Nineteen thirty-nine brought Browning his second degree and seven years' service, initially in the Royal Artillery. He learnt Georgian in a troop- ship round the Cape. In Cairo he worked with another Hellenist, Enoch Powell, and met his second wife, Ruth. In Italy he was on the General Staff. In Sofia he was on the Allied Control Commission, and met his first wife Galina. In Belgrade he was assistant to the British Military Attache.

In 1946 Browning returned first as a Harmsworth Senior Scholar at Merton College, Oxford, and then established himself in London University: from 1947 to 1965 in University College, and from 1965 to his retirement in 1981 as Professor of Classics and Ancient History at Birkbeck.

Such a formation made Browning a Hellenist first. From Glasgow, Snell's benefaction sent no more severe a textual critic to Balliol. But experience of the Balkans brought to this grounding medieval and modern Greek (the title of Browning's influential handbook of 1969) too. The classicist became a Byzantinist, at his most subtle with classical texts seen through Byzantine eyes. He chaired both the Societies for the Promotion of Hellenic and Byzantine Studies. He was review editor both of the Journal of Hellenic Studies and editor of the bibliography of the Byzantinische Zeitschrift magazine.

An internationalist, vice-president of the International Byzantine Association from 1981: the years between Balliol and Belgrade were also a context for Browning's politics, which were an enigma to those who sought continuity between his seductive studies Justinian and Theodora (1971), naturally Byzantium and Bulgaria (1975) and The Byzantine Empire (1980), and his contributions to the Historians' Group of the British Communist Party in the heady days before Hungary.

Some misread Browning's cryptic asides. It dawned on his students that he was most concerned for them, particularly if they were foreign, or as "mature" as a Snell Exhibitioner. Typically, it was in Canberra that Maistor, the title of his first Festschrift, was published on Australian initiative in 1984; and this year it was in Venice that Philellen, the title of his second, was published on Greek initiative.

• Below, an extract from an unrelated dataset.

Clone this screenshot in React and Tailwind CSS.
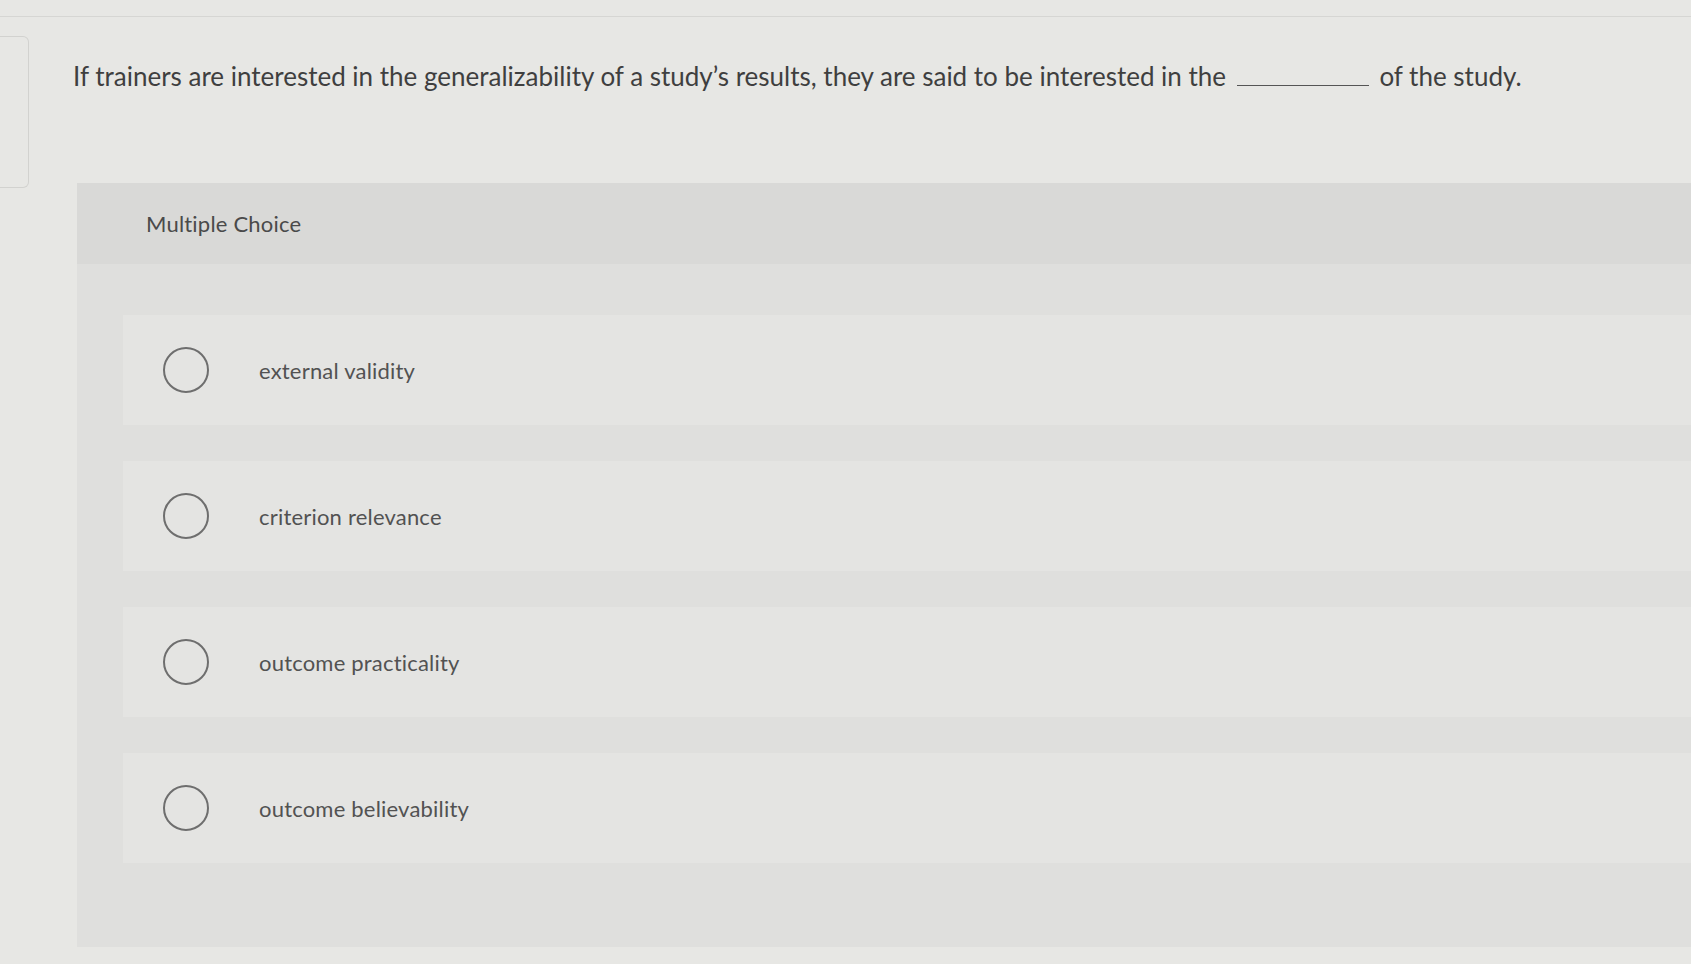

Robert and Ruth Browning enjoyed his formal retirement from Birkbeck in 1981. He animated a further generation of students in Dumbarton Oaks, which is Harvard University's Byzantine research outpost in Washington DC. He advised the new University of Cyprus and was forthright about where the Elgin Marbles should be. John Snell's Exhibitioner could also rummage in his bag of oats to find another collection: of honours, from the keys of Athens to a Birmingham doctorate. But it is by their students and the love of their students that great didacts are known.

Robert Browning, Byzantinist: born Glasgow 15 January 1914; Lecturer, University College London 1947-55, Reader 1955-65; Professor of Classics and Ancient History, Birkbeck College, London 1965-81 (Emeritus); FBA 1978; married 1946 Galina Chichekova (two daughters), 1972 Ruth Gresh; died London 11 March 1997.